## [Record set]
○ ○ ○ ○ ○
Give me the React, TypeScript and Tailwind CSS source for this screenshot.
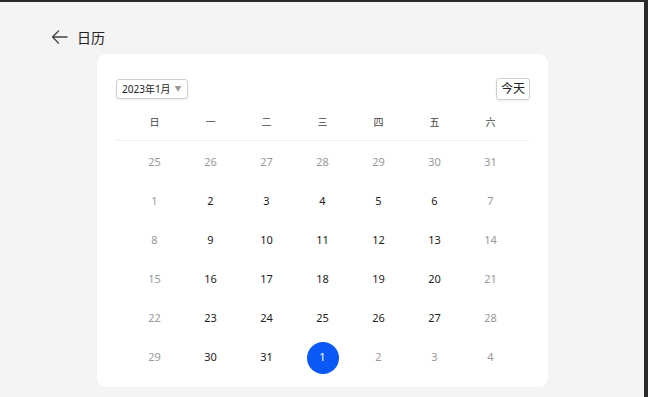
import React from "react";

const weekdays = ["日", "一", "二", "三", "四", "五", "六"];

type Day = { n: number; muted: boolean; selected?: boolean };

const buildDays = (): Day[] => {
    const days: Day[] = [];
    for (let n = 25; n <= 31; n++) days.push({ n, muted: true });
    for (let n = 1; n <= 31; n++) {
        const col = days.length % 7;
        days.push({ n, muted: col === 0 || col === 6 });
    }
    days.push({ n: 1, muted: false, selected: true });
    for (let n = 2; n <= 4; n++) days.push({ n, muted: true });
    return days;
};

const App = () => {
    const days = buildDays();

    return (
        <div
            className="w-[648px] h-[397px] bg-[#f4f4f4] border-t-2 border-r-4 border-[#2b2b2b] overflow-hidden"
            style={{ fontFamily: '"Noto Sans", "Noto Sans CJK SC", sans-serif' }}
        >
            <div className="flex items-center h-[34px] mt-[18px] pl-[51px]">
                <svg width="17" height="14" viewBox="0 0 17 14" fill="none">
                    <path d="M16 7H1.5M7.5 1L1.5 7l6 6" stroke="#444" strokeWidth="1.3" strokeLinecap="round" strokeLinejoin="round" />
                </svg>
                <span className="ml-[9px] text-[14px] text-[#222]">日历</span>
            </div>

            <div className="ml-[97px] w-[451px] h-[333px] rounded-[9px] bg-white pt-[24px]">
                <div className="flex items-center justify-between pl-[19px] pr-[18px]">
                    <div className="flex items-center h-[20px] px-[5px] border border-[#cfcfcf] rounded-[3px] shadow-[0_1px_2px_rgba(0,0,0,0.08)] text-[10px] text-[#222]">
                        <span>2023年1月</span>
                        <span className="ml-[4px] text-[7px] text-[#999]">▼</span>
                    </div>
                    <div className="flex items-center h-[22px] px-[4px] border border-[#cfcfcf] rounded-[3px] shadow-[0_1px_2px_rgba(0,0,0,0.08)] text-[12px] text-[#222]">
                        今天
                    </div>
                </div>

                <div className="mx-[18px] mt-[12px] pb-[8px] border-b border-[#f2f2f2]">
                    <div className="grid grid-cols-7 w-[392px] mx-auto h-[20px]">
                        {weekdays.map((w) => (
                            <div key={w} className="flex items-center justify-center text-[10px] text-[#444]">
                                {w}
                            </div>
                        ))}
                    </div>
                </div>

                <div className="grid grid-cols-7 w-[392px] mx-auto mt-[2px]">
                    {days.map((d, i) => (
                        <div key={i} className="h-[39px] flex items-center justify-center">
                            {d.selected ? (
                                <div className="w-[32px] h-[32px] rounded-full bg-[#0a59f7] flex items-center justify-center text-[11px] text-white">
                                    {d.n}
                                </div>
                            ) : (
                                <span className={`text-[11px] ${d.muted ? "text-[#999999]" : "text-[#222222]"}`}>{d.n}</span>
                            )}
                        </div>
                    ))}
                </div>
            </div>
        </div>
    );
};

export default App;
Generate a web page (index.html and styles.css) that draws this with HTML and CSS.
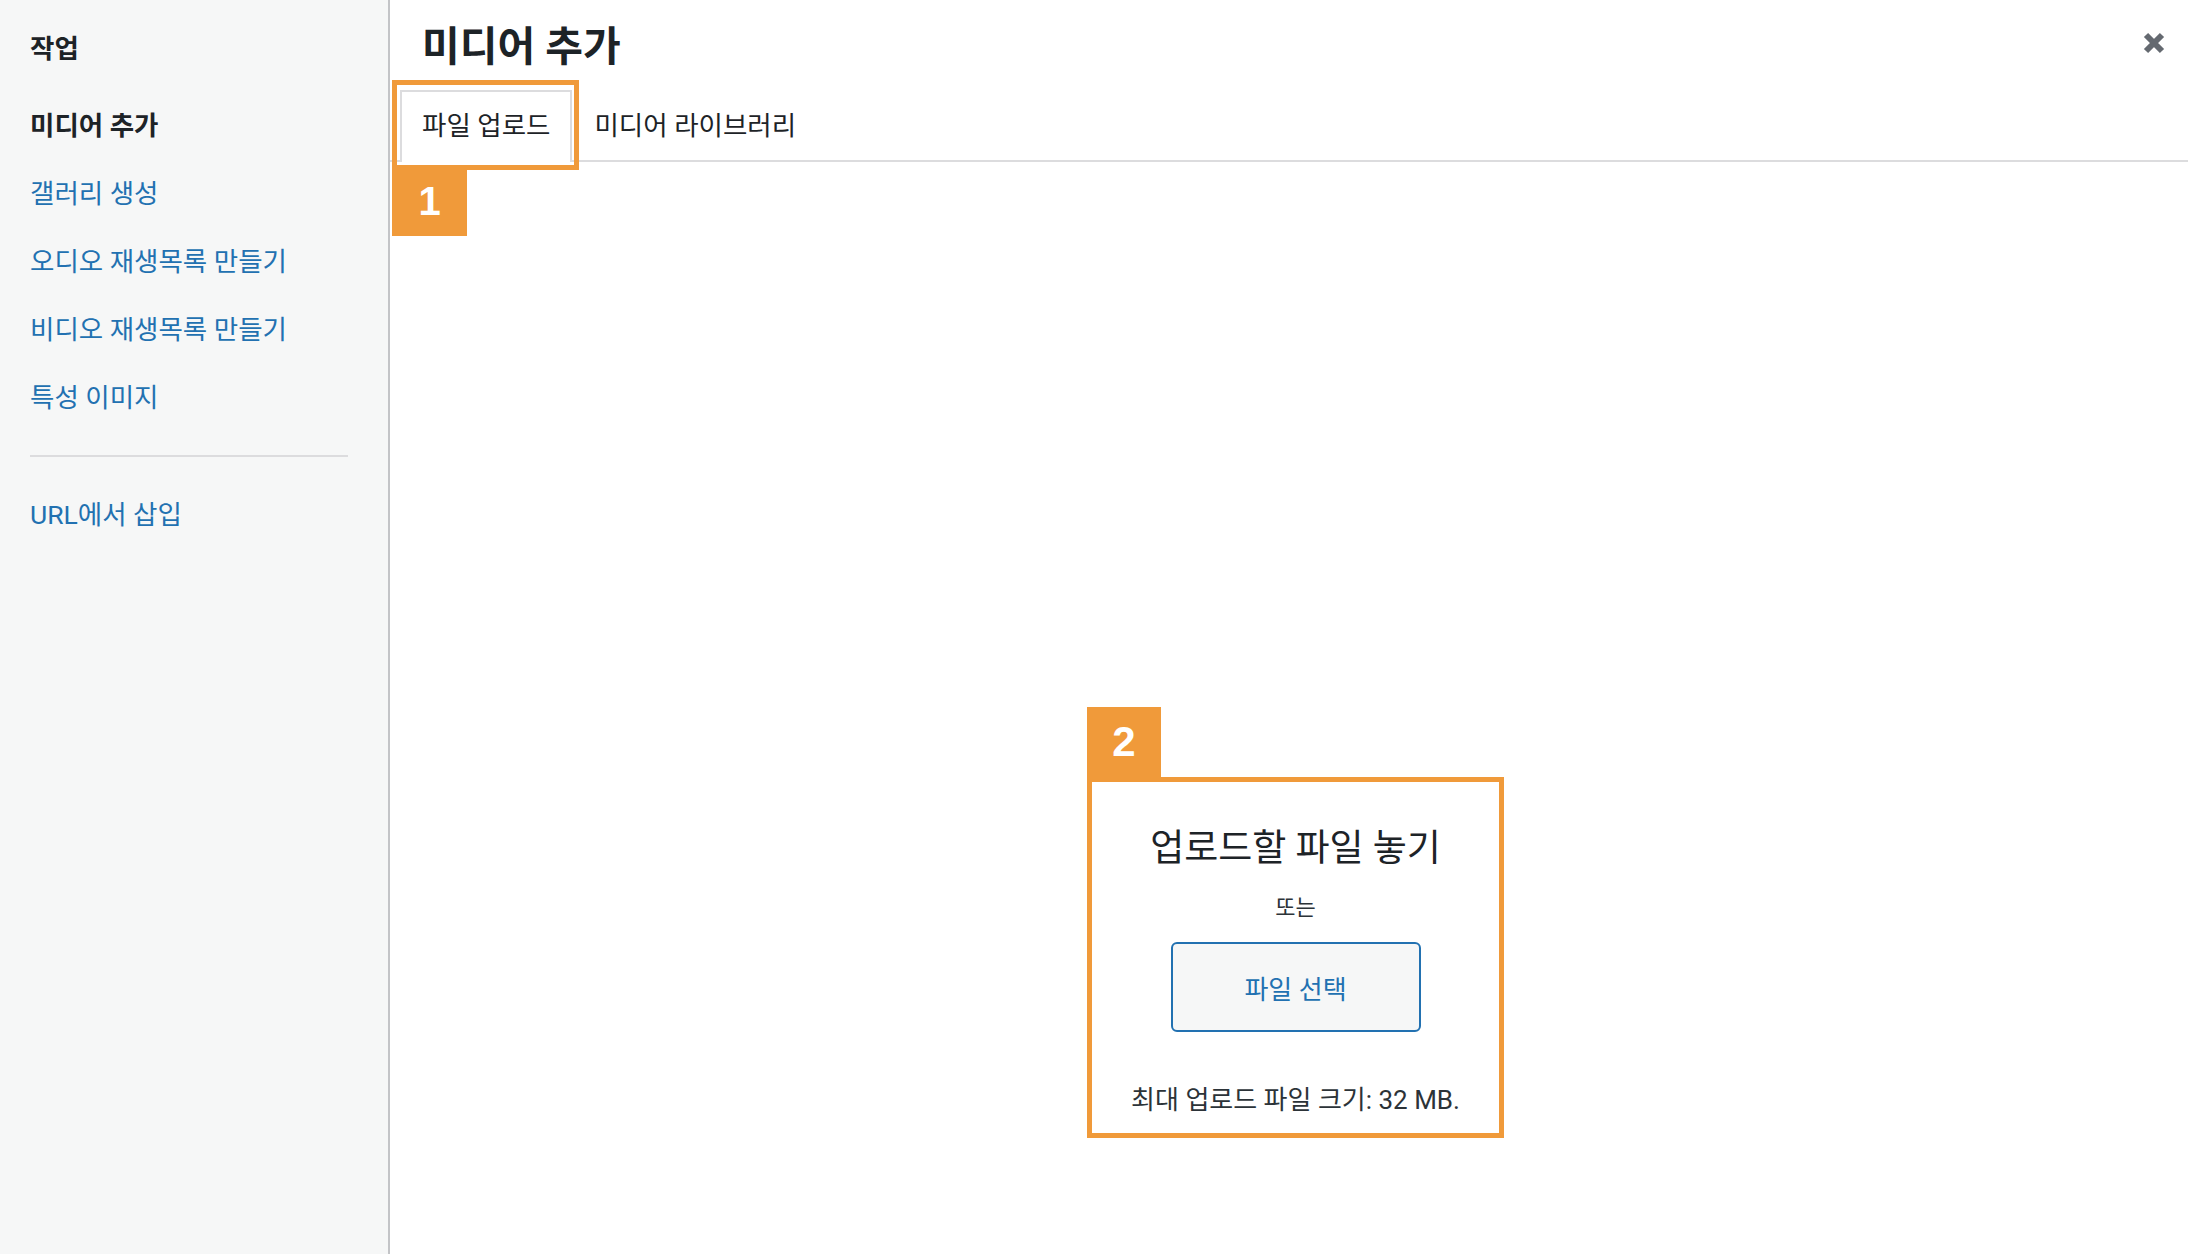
○ ○ ○ ○ ○
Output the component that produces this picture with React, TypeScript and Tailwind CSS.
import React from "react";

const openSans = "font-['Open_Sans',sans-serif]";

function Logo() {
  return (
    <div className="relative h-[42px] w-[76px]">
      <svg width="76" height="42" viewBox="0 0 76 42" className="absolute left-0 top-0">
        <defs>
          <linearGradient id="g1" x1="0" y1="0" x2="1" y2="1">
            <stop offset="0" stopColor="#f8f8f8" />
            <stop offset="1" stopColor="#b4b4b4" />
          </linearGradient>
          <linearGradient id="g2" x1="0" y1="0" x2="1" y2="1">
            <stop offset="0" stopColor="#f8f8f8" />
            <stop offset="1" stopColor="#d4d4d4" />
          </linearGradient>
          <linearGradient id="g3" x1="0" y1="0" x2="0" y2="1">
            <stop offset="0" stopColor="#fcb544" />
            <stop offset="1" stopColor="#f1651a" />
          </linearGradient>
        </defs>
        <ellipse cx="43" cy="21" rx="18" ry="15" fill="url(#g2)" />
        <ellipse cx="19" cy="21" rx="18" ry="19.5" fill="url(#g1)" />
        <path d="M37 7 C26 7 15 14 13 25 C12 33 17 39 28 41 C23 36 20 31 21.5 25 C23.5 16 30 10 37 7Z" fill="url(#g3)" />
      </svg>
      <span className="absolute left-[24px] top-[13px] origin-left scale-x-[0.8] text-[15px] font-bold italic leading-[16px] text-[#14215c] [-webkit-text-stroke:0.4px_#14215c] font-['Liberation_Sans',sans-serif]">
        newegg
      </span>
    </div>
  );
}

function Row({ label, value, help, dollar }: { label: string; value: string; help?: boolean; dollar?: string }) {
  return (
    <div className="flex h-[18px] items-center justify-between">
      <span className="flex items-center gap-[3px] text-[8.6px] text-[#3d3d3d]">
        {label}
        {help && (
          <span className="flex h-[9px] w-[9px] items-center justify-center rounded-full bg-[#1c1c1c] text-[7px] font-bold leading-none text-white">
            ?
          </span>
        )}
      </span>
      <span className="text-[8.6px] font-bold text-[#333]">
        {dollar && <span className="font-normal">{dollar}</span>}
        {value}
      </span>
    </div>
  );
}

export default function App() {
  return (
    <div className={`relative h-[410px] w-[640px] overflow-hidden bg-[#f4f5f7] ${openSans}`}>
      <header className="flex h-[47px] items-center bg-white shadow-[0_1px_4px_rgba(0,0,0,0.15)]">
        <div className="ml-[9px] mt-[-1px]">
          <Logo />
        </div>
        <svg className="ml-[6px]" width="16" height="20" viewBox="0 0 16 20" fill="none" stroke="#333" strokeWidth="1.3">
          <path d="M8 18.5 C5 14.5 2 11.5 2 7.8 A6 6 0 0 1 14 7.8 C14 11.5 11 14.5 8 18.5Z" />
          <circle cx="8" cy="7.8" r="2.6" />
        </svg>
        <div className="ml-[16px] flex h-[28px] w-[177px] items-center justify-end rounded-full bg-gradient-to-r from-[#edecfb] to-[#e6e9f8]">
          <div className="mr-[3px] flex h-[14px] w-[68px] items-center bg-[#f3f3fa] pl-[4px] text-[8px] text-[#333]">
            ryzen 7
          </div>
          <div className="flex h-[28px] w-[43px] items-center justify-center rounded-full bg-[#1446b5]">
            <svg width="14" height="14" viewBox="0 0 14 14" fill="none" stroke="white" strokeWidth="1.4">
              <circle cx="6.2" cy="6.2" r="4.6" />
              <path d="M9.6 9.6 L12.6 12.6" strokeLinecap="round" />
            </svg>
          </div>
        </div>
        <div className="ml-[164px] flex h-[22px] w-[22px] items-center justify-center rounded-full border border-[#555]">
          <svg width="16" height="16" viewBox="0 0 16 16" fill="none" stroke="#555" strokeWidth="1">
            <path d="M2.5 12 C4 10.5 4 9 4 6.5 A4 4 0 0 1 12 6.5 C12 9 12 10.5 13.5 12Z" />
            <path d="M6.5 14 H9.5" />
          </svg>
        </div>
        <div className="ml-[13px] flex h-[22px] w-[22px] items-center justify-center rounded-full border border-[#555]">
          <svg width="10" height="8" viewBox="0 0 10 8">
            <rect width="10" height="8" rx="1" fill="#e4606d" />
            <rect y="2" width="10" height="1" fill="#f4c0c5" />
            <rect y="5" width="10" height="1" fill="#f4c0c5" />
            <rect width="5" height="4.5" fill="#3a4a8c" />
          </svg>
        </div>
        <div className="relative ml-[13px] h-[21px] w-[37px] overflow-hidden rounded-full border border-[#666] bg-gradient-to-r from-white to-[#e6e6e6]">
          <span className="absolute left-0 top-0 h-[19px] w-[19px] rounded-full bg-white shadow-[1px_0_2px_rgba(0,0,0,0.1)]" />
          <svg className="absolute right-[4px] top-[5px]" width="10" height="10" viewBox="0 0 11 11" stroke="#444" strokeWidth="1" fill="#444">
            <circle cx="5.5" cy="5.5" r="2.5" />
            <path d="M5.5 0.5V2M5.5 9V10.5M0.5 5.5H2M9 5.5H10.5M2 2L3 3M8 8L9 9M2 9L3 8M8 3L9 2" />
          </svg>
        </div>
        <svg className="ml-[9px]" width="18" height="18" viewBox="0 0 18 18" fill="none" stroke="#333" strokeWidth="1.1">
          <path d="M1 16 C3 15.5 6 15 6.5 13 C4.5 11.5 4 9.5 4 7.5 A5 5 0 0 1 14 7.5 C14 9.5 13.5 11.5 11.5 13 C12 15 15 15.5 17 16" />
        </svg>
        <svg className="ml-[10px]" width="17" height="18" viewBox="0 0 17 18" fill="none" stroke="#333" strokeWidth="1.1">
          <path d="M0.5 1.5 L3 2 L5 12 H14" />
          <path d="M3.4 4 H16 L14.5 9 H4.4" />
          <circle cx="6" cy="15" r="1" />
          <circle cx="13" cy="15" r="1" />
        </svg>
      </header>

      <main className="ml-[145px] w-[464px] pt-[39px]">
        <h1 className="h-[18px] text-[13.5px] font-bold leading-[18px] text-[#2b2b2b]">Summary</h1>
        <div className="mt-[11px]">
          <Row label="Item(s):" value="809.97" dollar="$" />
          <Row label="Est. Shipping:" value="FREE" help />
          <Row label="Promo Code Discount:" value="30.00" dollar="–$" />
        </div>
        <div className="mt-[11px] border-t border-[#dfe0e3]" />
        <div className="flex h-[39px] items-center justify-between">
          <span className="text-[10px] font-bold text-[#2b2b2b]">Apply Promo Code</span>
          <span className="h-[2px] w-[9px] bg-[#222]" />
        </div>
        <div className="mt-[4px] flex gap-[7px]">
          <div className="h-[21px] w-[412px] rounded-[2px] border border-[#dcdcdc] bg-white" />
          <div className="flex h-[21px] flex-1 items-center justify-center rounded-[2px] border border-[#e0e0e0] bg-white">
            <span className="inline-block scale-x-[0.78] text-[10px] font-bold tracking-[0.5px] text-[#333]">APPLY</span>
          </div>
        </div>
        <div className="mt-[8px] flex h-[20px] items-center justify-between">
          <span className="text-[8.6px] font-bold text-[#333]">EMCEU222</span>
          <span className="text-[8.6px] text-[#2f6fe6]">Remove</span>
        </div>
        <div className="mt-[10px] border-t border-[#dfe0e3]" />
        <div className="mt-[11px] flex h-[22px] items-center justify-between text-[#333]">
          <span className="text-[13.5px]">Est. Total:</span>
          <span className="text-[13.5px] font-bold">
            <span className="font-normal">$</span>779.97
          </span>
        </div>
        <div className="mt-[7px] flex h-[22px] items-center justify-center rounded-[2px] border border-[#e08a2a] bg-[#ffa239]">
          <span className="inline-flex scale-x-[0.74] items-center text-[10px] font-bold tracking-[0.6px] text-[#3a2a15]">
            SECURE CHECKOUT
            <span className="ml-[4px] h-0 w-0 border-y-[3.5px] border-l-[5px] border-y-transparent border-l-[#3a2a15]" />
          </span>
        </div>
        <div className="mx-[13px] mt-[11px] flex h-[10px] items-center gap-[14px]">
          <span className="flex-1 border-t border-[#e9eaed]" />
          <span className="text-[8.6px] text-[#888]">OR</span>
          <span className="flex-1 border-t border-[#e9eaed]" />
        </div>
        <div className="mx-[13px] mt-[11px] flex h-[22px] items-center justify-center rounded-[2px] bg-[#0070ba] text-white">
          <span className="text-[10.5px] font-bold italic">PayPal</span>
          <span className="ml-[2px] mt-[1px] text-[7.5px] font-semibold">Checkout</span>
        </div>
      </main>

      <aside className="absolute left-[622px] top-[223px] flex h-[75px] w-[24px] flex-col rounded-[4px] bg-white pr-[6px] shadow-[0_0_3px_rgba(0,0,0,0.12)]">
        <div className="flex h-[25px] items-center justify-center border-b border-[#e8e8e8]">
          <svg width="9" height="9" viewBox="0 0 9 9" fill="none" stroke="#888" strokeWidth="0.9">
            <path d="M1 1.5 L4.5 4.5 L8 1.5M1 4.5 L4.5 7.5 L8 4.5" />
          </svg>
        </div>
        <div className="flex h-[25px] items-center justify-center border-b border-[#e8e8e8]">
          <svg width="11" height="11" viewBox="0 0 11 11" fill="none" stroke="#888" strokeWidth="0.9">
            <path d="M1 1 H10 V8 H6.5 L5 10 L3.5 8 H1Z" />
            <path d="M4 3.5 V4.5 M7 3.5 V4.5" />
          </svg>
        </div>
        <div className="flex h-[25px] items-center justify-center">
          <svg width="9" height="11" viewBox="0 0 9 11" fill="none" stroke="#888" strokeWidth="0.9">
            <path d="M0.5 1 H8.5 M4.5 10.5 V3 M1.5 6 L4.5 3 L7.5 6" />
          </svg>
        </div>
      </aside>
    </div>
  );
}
○ ○ ○ ○ ○
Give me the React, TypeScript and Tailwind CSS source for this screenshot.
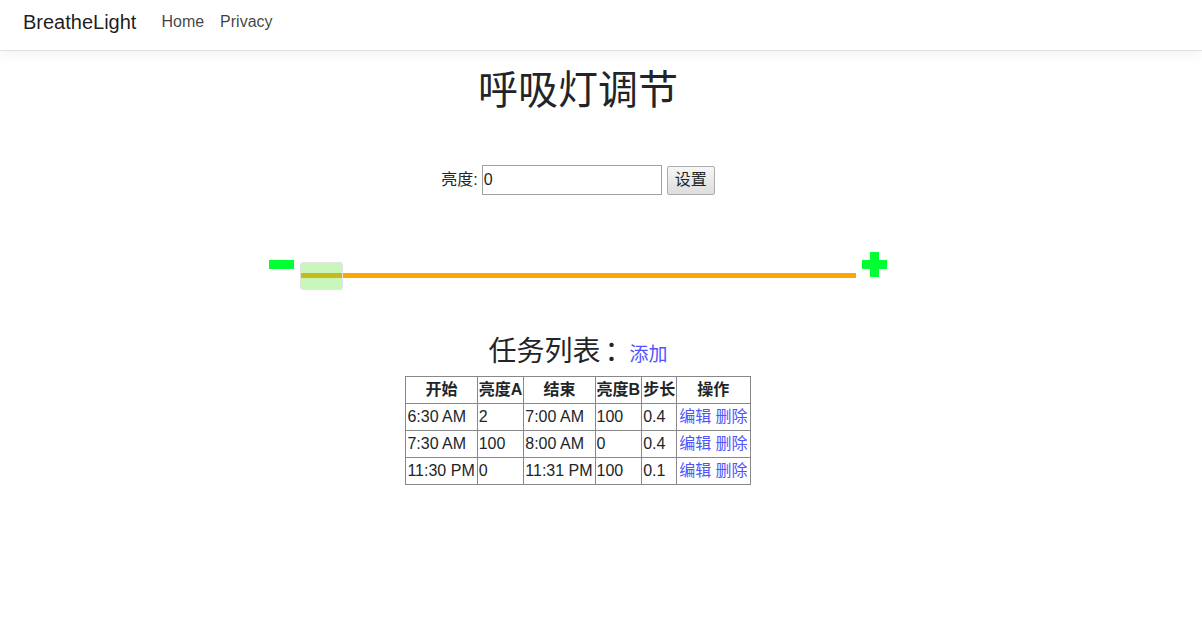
○ ○ ○ ○ ○
## [Problem requirements]
Using the material above, report each line where "with" occurs.

## [Full answer]
Generate a web page (index.html and styles.css) that draws this with HTML and CSS.
Output the component that produces this picture with React, TypeScript and Tailwind CSS.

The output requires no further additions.